Editorial Standards
Accuracy first. Comfort optional. Clickbait rejected at the door.
1. Evidence Before Narrative
We do not start with "the story we want to tell" and then search for supporting fragments. We start with signals, constraints, and trade-offs, then write the argument.
- Claims should have source trails.
- Salary commentary must carry context, not isolated numbers.
- If confidence is low, we state uncertainty clearly.
2. Original Framing, Not Content Repackaging
We do not rewrite trending threads and call it "research." If a topic is crowded, we publish only when we have a distinct angle, stronger framing, or better decision utility.
3. India-First Specificity
Advice that works in San Francisco can fail in Bengaluru for very boring and very real reasons: salary bands, notice periods, labor competition, city costs, and company mix. We optimize for local relevance.
4. Decision Utility Over Motivation
- We prefer useful frameworks over emotional stimulation.
- We avoid universal guarantees and heroic career myths.
- We assume readers can handle nuance.
5. Correction Protocol
If an error is found, we fix it, log meaningful changes, and update the reality-check date. "Quiet edits" that change conclusions without acknowledgment are not acceptable.
6. Commercial Firewall
Editorial and sponsorship decisions are separated. If a sponsor wants editorial influence, the answer is straightforward: no.
Reference: Revenue Model and Sponsorship Policy.
7. AI Use Policy
- Allowed: drafting support, formatting cleanup, verification assistance.

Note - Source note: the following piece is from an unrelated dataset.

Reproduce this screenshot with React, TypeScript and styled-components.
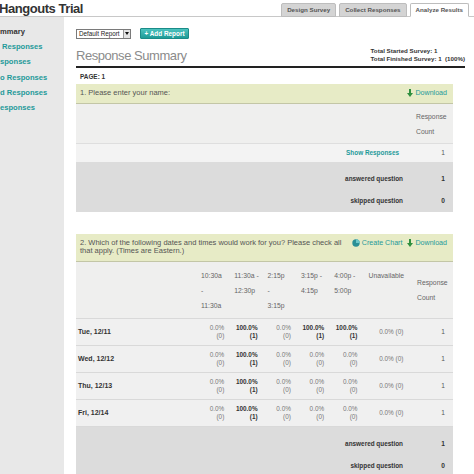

- Not allowed: outsourcing editorial judgment or core conclusions.
8. Tone Policy
We use dry satire to expose nonsense, not to insult readers. If a line is funny but reduces clarity, it gets removed.
9. Update Cadence
- Monthly review cycle for core market pages.
- High-volatility topics are reviewed faster.
- Stale pages are revised, merged, or retired.
10. Reader Contract
We owe you clarity, provenance, and correction discipline. You owe yourself one thing: do not outsource your career decisions to a single post, including ours.
Quality Gate
If a draft is not specific, useful, and verifiable, it does not ship. "Good enough for publishing" is not a quality standard.